------ PROVIDED MATERIAL ------

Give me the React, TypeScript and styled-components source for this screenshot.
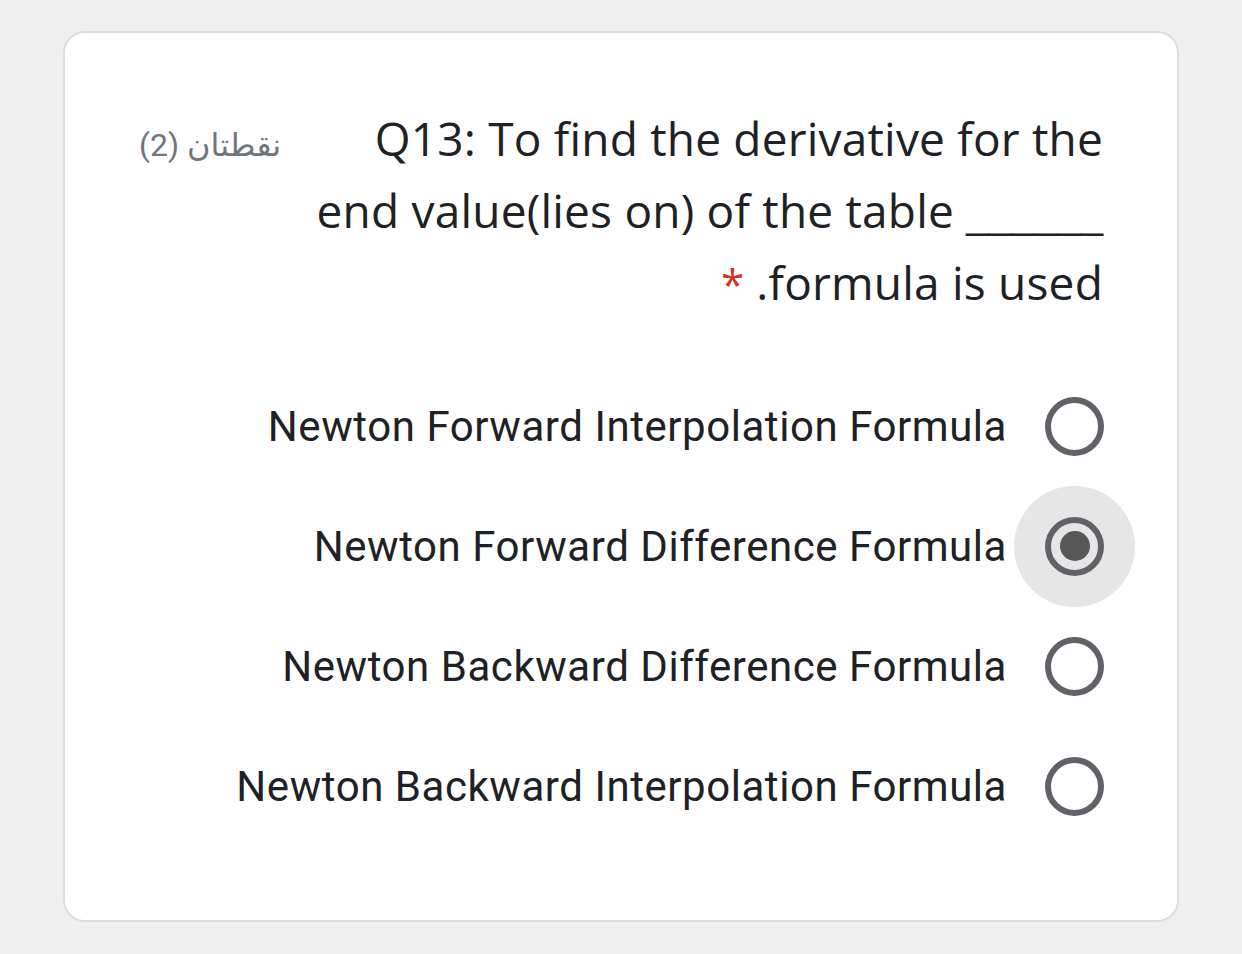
import React from "react";
import styled, { createGlobalStyle, css } from "styled-components";

const GlobalStyle = createGlobalStyle`
  html, body {
    margin: 0;
    padding: 0;
    background: #efefef;
  }
  body {
    font-family: "Roboto", "Liberation Sans", sans-serif;
  }
`;

const Page = styled.div`
  width: 1242px;
  height: 954px;
  box-sizing: border-box;
  padding: 31px 63px 0;
`;

const Card = styled.div`
  box-sizing: border-box;
  width: 1116px;
  height: 891px;
  background: #ffffff;
  border: 2px solid #dcdcdc;
  border-radius: 22px;
  padding: 69px 74px 0 74px;
  direction: rtl;
`;

const Header = styled.div`
  display: flex;
  align-items: baseline;
  gap: 28px;
`;

const Title = styled.div`
  flex: 1;
  font-family: "Open Sans", "Liberation Sans", sans-serif;
  font-size: 46px;
  line-height: 72px;
  color: #202124;
  letter-spacing: 0.2px;
`;

const Blank = styled.span`
  font-family: "Liberation Sans", sans-serif;
  font-size: 41px;
  line-height: 0;
  letter-spacing: 0;
`;

const Required = styled.span`
  color: #d93025;
  margin-right: 12px;
  font-size: 42px;
  line-height: 0;
`;

const Points = styled.div`
  font-family: "Roboto", "DejaVu Sans", sans-serif;
  font-size: 32px;
  color: #70757a;
  white-space: nowrap;
`;

const Options = styled.div`
  margin-top: 48px;
  display: flex;
  flex-direction: column;
`;

const OptionRow = styled.div`
  display: flex;
  align-items: center;
  height: 120px;
  gap: 38px;
`;

const Radio = styled.div<{ checked?: boolean }>`
  position: relative;
  flex: none;
  width: 59px;
  height: 59px;
  margin-right: -1px;
  box-sizing: border-box;
  border: 6px solid #5f6368;
  border-radius: 50%;

  ${({ checked }) =>
    checked &&
    css`
      background: #e6e6e6;
      box-shadow: 0 0 0 31px #e6e6e6;

      &::after {
        content: "";
        position: absolute;
        left: 50%;
        top: 50%;
        width: 30px;
        height: 30px;
        margin: -15px 0 0 -15px;
        border-radius: 50%;
        background: #555759;
      }
    `}
`;

const Label = styled.div`
  font-family: "Roboto", "Liberation Sans", sans-serif;
  font-size: 42px;
  color: #202124;
  letter-spacing: 0.55px;
`;

const options = [
  { label: "Newton Forward Interpolation Formula", checked: false },
  { label: "Newton Forward Difference Formula", checked: true },
  { label: "Newton Backward Difference Formula", checked: false },
  { label: "Newton Backward Interpolation Formula", checked: false },
];

const App = () => {
  return (
    <>
      <GlobalStyle />
      <Page>
        <Card>
          <Header>
            <Title>
              Q13: To find the derivative for the end value(lies on) of the
              table <Blank>______</Blank> formula is used.
              <Required>*</Required>
            </Title>
            <Points>نقطتان (2)</Points>
          </Header>
          <Options>
            {options.map((o) => (
              <OptionRow key={o.label}>
                <Radio checked={o.checked} />
                <Label>{o.label}</Label>
              </OptionRow>
            ))}
          </Options>
        </Card>
      </Page>
    </>
  );
};

export default App;
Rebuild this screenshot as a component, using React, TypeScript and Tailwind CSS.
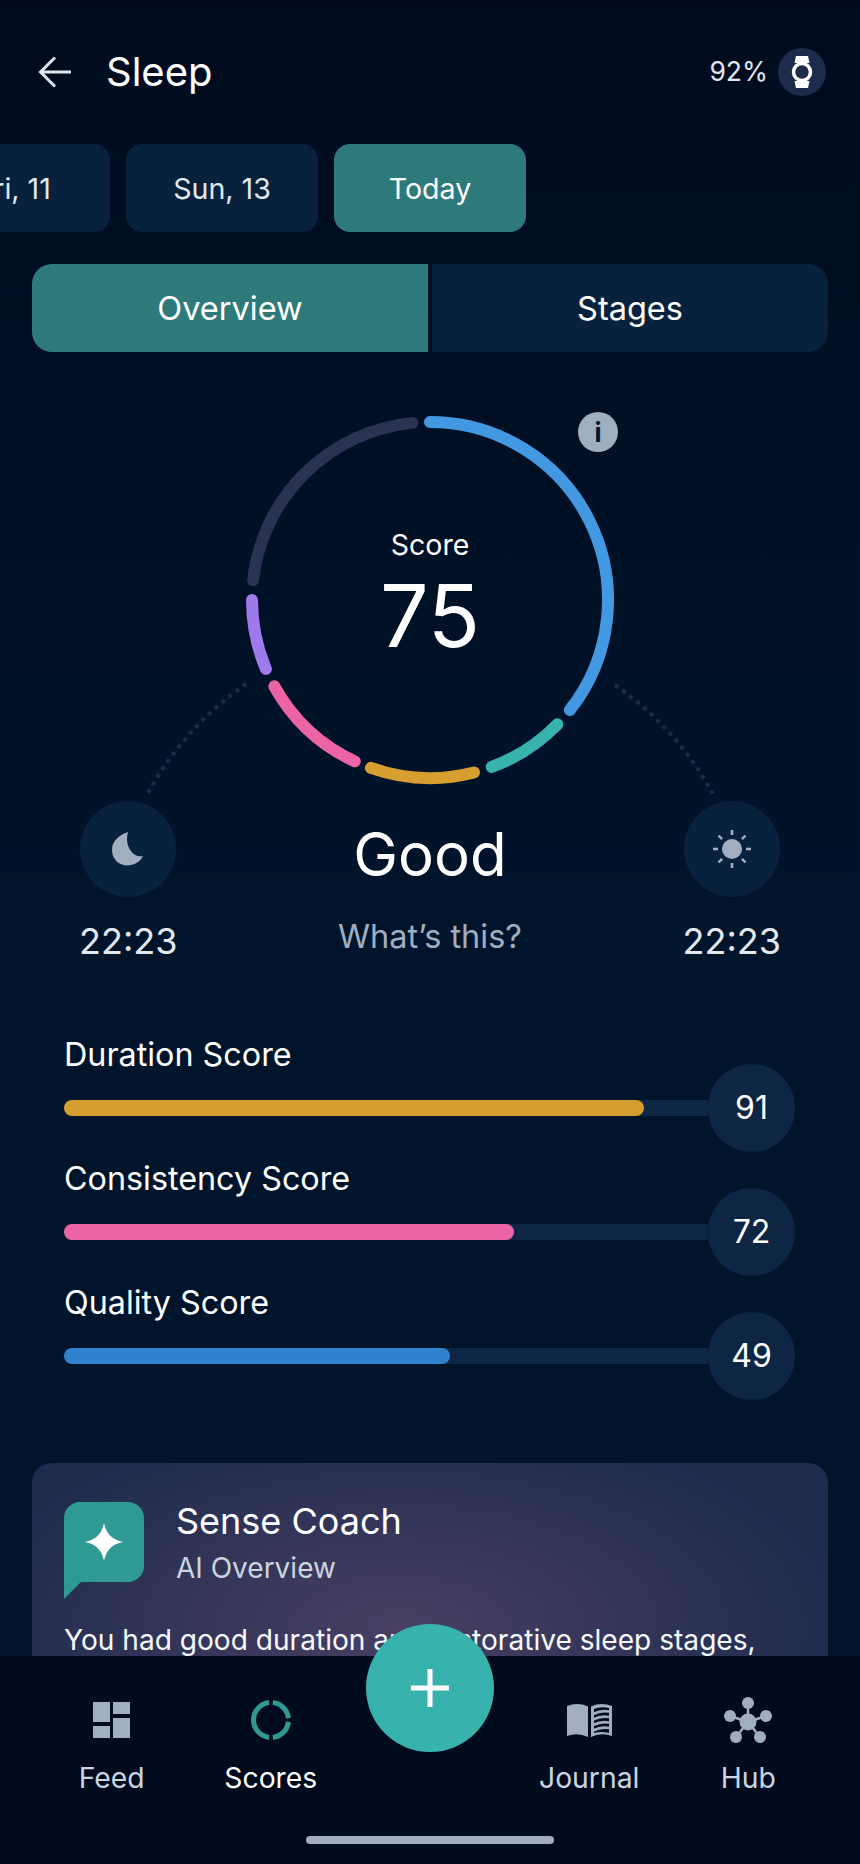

------

• **WHAT THE EXERCISE ASKS**: Print each record exactly as it stands, leaving the images out.

• **FINISHED EXERCISE**:
Give me the React, TypeScript and styled-components source for this screenshot.
import React from "react";
import styled, { createGlobalStyle, css } from "styled-components";

const GlobalStyle = createGlobalStyle`
  html, body {
    margin: 0;
    padding: 0;
    background: #efefef;
  }
  body {
    font-family: "Roboto", "Liberation Sans", sans-serif;
  }
`;

const Page = styled.div`
  width: 1242px;
  height: 954px;
  box-sizing: border-box;
  padding: 31px 63px 0;
`;

const Card = styled.div`
  box-sizing: border-box;
  width: 1116px;
  height: 891px;
  background: #ffffff;
  border: 2px solid #dcdcdc;
  border-radius: 22px;
  padding: 69px 74px 0 74px;
  direction: rtl;
`;

const Header = styled.div`
  display: flex;
  align-items: baseline;
  gap: 28px;
`;

const Title = styled.div`
  flex: 1;
  font-family: "Open Sans", "Liberation Sans", sans-serif;
  font-size: 46px;
  line-height: 72px;
  color: #202124;
  letter-spacing: 0.2px;
`;

const Blank = styled.span`
  font-family: "Liberation Sans", sans-serif;
  font-size: 41px;
  line-height: 0;
  letter-spacing: 0;
`;

const Required = styled.span`
  color: #d93025;
  margin-right: 12px;
  font-size: 42px;
  line-height: 0;
`;

const Points = styled.div`
  font-family: "Roboto", "DejaVu Sans", sans-serif;
  font-size: 32px;
  color: #70757a;
  white-space: nowrap;
`;

const Options = styled.div`
  margin-top: 48px;
  display: flex;
  flex-direction: column;
`;

const OptionRow = styled.div`
  display: flex;
  align-items: center;
  height: 120px;
  gap: 38px;
`;

const Radio = styled.div<{ checked?: boolean }>`
  position: relative;
  flex: none;
  width: 59px;
  height: 59px;
  margin-right: -1px;
  box-sizing: border-box;
  border: 6px solid #5f6368;
  border-radius: 50%;

  ${({ checked }) =>
    checked &&
    css`
      background: #e6e6e6;
      box-shadow: 0 0 0 31px #e6e6e6;

      &::after {
        content: "";
        position: absolute;
        left: 50%;
        top: 50%;
        width: 30px;
        height: 30px;
        margin: -15px 0 0 -15px;
        border-radius: 50%;
        background: #555759;
      }
    `}
`;

const Label = styled.div`
  font-family: "Roboto", "Liberation Sans", sans-serif;
  font-size: 42px;
  color: #202124;
  letter-spacing: 0.55px;
`;

const options = [
  { label: "Newton Forward Interpolation Formula", checked: false },
  { label: "Newton Forward Difference Formula", checked: true },
  { label: "Newton Backward Difference Formula", checked: false },
  { label: "Newton Backward Interpolation Formula", checked: false },
];

const App = () => {
  return (
    <>
      <GlobalStyle />
      <Page>
        <Card>
          <Header>
            <Title>
              Q13: To find the derivative for the end value(lies on) of the
              table <Blank>______</Blank> formula is used.
              <Required>*</Required>
            </Title>
            <Points>نقطتان (2)</Points>
          </Header>
          <Options>
            {options.map((o) => (
              <OptionRow key={o.label}>
                <Radio checked={o.checked} />
                <Label>{o.label}</Label>
              </OptionRow>
            ))}
          </Options>
        </Card>
      </Page>
    </>
  );
};

export default App;
Rebuild this screenshot as a component, using React, TypeScript and Tailwind CSS.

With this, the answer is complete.